Study Discovers Women-Led Businesses Were Harder Hit During COVID's Peak
By: WE Staff | Friday, 8 July 2022
40,000 enterprises in 49 countries were examined in the study, which was published in The World Bank Research Observer, utilising interviews and data from the Business Pulse Survey and Enterprise Survey programmes of the World Bank.
The information covered nations in East Asia and the Pacific, Europe and Central Asia, Latin America and the Caribbean, the Middle East and North Africa, South Asia, and Sub-Saharan Africa and was centred on businesses of all sizes in the hospitality, manufacturing, retail and wholesale, and service sectors.

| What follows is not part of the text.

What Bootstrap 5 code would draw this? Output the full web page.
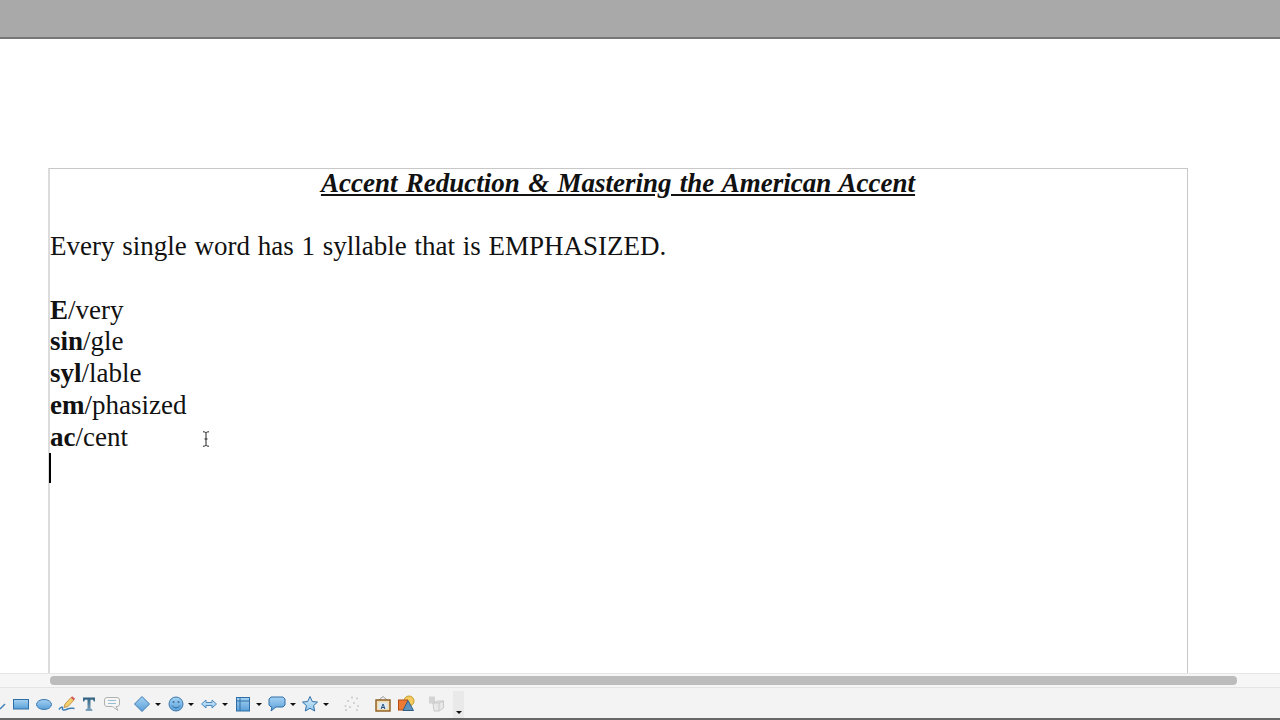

Researchers looked at how COVID-19 affected businesses' performance, how they handled the crisis, and how they were able to get assistance from the public. They found a sizable gender discrepancy in each of these areas.
It was discovered that women-owned businesses were on average more than 2 percentage points less likely to report utilising government policy initiatives intended to aid businesses through the crisis.
The researchers suggest that a possible explanation for this is that women entrepreneurs have weaker and fewer social network links than male entrepreneurs.
According to the study, women-owned small companies recovered more slowly from the initial shock of COVID—by an average of 1.4 percentage points—while experiencing 2 percentage points worse revenue declines.
This gender difference was particularly evident in the hospitality sector and in the nations where COVID had the greatest influence.
It was discovered that businesses run by women modify their workforce differently from those run by men, with small enterprises run by women and companies in the hospitality sector being more receptive to giving employees time off or lowering their salary or hours rather than firing them.
As a result of the crisis, women-led small firms were found to be 10.4 percentage points more likely to increase their use of digital technology, while women-led manufacturing companies were shown to be 3.9 percentage points more likely to repackage and reinvent their products. The study also discovered gender differences in the adoption of technology throughout the crisis.
The study team was able to spot trends that go beyond any one nation, region, or industry, making it the first publication to offer a real-time look at the global business effects of the coronavirus pandemic.
Dr. Franklin Maduko, an economics lecturer at the University of Exeter Business School, stated that a number of factors could be at play in the variations in the pandemic's effects on enterprises with men and women in leadership positions. Even within the same sector, women may be offering different goods or services than their male colleagues on the demand side. Additionally, on the supply side, variations in labour supply reactions might also be responsible for some of these effects.
During the pandemic, women were disproportionately more likely than men to need to devote time to housework and childcare due to mobility limitations and closures of schools and daycare centers. Additionally, this might have left female business owners with less time and fewer people available for regular employment.